We also found that some physical activity traits, such as walking to work (SNP-based h2 = 2.2%), measured in the UK-Biobank has a significant negative genetic correlation with ALS (Supplementary Table 1), but other measures of exercise (including the duration and frequency of walking and vigorous or moderate exercise) did not show a significant genetic correlation to ALS (p > 0.05). Many studies provide support for an association between high levels of physical activity with increased risk of ALS. For example, an increased risk of ALS is reported for professional soccer and football players, and Gulf-war veterans [45,46,47]. Comprehensive epidemiological studies involving five different populations in the Netherlands, Ireland and Italy found that vigorous and moderate activity are linearly correlated with the risk of ALS [48]. Previous epidemiological studies from Japan and UK also found a similar correlation using a smaller sample size [49, 50]. These traits were not taken forward into our prediction analysis because the physical activity traits show low SNP-based heritability (<10%), and so would not be expected to improve out of sample prediction. In addition, the estimates for genetic correlation between these traits and ALS should be treated with caution, given that ALS also has a small SNP-based heritability estimate [51].

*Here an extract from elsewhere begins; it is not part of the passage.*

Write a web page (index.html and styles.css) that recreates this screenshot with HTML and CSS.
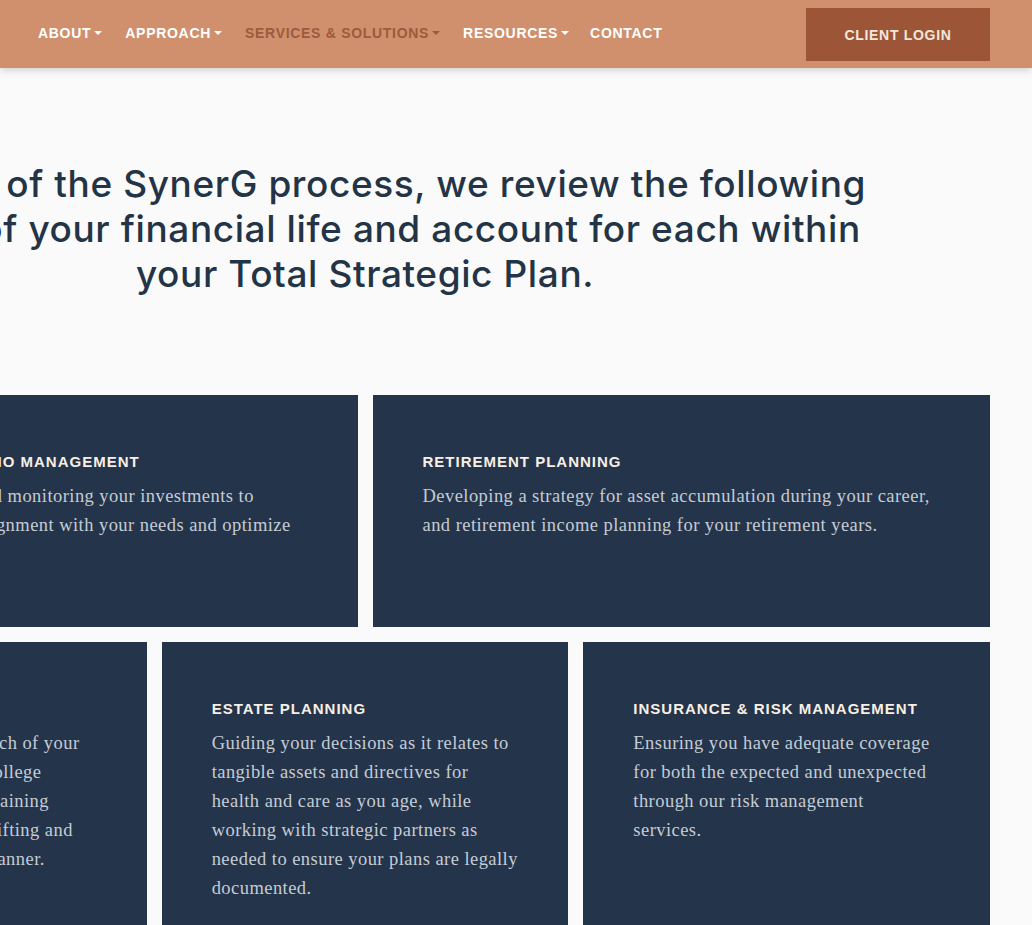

Our goal was to provide independent evidence of the genetic correlation of ALS with schizophrenia and cognitive related traits, through out-of-sample prediction into an independent ALS Australian cohort. We show that there is a significant out-of-sample prediction for ALS when using PRS built from EA, SCZ and especially CP SNP effect estimates, with the sign of regression coefficients matching the sign of the rg estimates. These results provide independent validation of the genetic relationship between ALS, CP, EA and SCZ. As expected, out-of-sample prediction is maximised by combining all the traits to make a multi-trait predictor. We compared methods for generating PRS, and found in this context SBayesR gave highest out-of-sample prediction accuracy. Since the best methodology for PRS depends on the genetic architecture of the trait [52], this conclusion may not be true in other disease applications. While the out-of-sample prediction was found to be highly significant (smallest p value = 4.8 × 10-8), the variance explained by the predictor was still small (maximum NKR2 = 0.027, maximum AUC = 0.580).

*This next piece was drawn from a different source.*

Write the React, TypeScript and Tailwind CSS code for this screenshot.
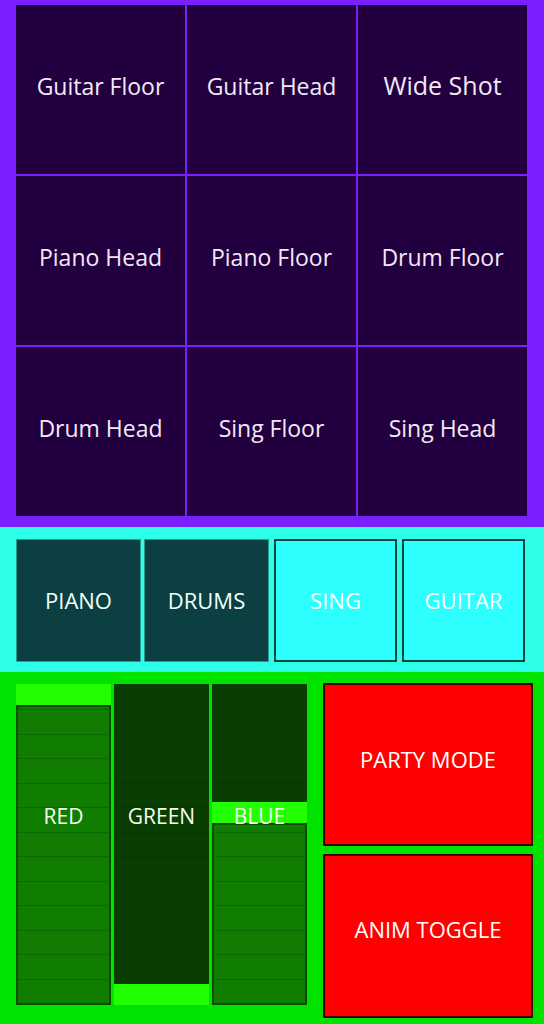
import React from "react";

const cams = [
  { label: "Guitar Floor", big: false },
  { label: "Guitar Head", big: false },
  { label: "Wide Shot", big: true },
  { label: "Piano Head", big: false },
  { label: "Piano Floor", big: false },
  { label: "Drum Floor", big: false },
  { label: "Drum Head", big: false },
  { label: "Sing Floor", big: false },
  { label: "Sing Head", big: false },
];

const modes = [
  { label: "PIANO", on: false },
  { label: "DRUMS", on: false },
  { label: "SING", on: true },
  { label: "GUITAR", on: true },
];

// pos = thumb offset from top of the 321px track
const sliders = [
  { label: "RED", pos: 0 },
  { label: "GREEN", pos: 300 },
  { label: "BLUE", pos: 118 },
];

function Lines({ dark }: { dark: boolean }) {
  return (
    <div className="pointer-events-none absolute inset-x-0 top-[2px] h-[317px] flex flex-col">
      {Array.from({ length: 13 }).map((_, i) => (
        <div
          key={i}
          className={
            "flex-1 " +
            (i === 0 ? "" : dark ? "border-t border-[#093600]" : "border-t border-[#0c6800]")
          }
        />
      ))}
    </div>
  );
}

function Slider({ label, pos }: { label: string; pos: number }) {
  const thumb = 21;
  const rest = 321 - pos - thumb;
  return (
    <div className="relative h-[321px] w-[95px]">
      {pos > 0 && (
        <div className="absolute inset-x-0 top-0 overflow-hidden bg-[#0a3d00]" style={{ height: pos }}>
          <Lines dark />
        </div>
      )}
      <div className="absolute inset-x-0 bg-[#22ff00]" style={{ top: pos, height: thumb }} />
      {rest > 0 && (
        <div
          className="absolute inset-x-0 bottom-0 overflow-hidden border-2 border-[#0a4d00] bg-[#107c00]"
          style={{ top: pos + thumb }}
        >
          <div className="absolute inset-x-0 bottom-[-2px] h-[321px]">
            <Lines dark={false} />
          </div>
        </div>
      )}
      <div className="absolute inset-x-0 top-[118px] text-center text-[21px] leading-7 text-[#f4fff0]">
        {label}
      </div>
    </div>
  );
}

export default function App() {
  return (
    <div className="w-[544px] h-[1024px] overflow-hidden font-['Open_Sans',sans-serif]">
      {/* Camera grid */}
      <div className="bg-[#7a1fff] pl-[16px] pr-[17px] pt-[5px] pb-[11px]">
        <div className="grid grid-cols-3 gap-[2px]">
          {cams.map((c) => (
            <div
              key={c.label}
              className={
                "flex h-[169px] items-center justify-center bg-[#22003f] pb-[7px] text-[#f2e8f6] " +
                (c.big ? "text-[25px]" : "text-[23px]")
              }
            >
              {c.label}
            </div>
          ))}
        </div>
      </div>

      {/* Instrument modes */}
      <div className="bg-[#2dffe8] pl-[16px] pr-[19px] pt-[12px] pb-[10px]">
        <div className="grid grid-cols-4 gap-[3px]">
          {modes.map((m) =>
            m.on ? (
              <div
                key={m.label}
                className="ml-[2px] flex h-[123px] items-center justify-center border-2 border-[#0c4444] bg-[#2dffff] text-[22px] text-white"
              >
                {m.label}
              </div>
            ) : (
              <div
                key={m.label}
                className="flex h-[123px] items-center justify-center border border-[#2a9a92] bg-[#0c3f41] text-[22px] text-[#f2fffe]"
              >
                {m.label}
              </div>
            )
          )}
        </div>
      </div>

      {/* Lights */}
      <div className="flex h-[352px] bg-[#00e300] pl-[16px] pr-[11px] pt-[11px]">
        <div className="mt-[1px] flex gap-[3px]">
          {sliders.map((s) => (
            <Slider key={s.label} label={s.label} pos={s.pos} />
          ))}
        </div>
        <div className="ml-[16px] flex flex-1 flex-col gap-[8px]">
          <div className="flex h-[163px] items-center justify-center border-2 border-[#3a0000] bg-[#ff0000] pb-[11px] text-[22px] text-white">
            PARTY MODE
          </div>
          <div className="flex h-[164px] items-center justify-center border-2 border-[#3a0000] bg-[#ff0000] pb-[13px] text-[22px] text-white">
            ANIM TOGGLE
          </div>
        </div>
      </div>
    </div>
  );
}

This study had several limitations. We used a single cohort to test the out-of-sample prediction. Application of PRS prediction in other disorders, such as schizophrenia [42] and major depression disorder [53], has found variability in results between cohorts. Hence, other, European ancestry ALS cohort/s would be useful to confirm this observation. In addition, the estimated SNP-based heritability of ALS using common SNPs (HM3) was very low (1.76%, SE = 0.38%, assuming lifetime risk of 0.3%) from the latest published GWAS [30], smaller than from the previously published GWAS (h2SNP = 8%, SE = 0.52%) [15]. This low SNP-based heritability may reflect the genetic architecture of ALS, and previous analyses have suggested that low-frequency variants may be relatively more important in ALS than other common diseases [15].

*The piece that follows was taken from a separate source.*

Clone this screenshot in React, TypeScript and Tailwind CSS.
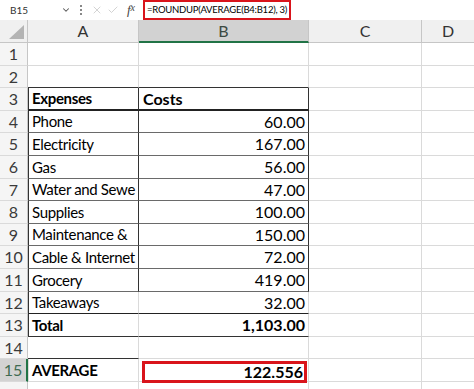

In conclusion, we found that ALS had a significant negative genetic correlation with cognitive performance and educational attainment. These correlations were supported by the significant prediction of ALS when using the GWAS summary statistics for both traits, and improvements were made in prediction accuracy for ALS when included in a multi-trait predictor. However, there is still limited clinical utility in these ALS predictors due to the relatively small proportion of risk they capture. Larger GWAS for ALS is needed in order to provide a stronger baseline from which multi-trait predictors can be built.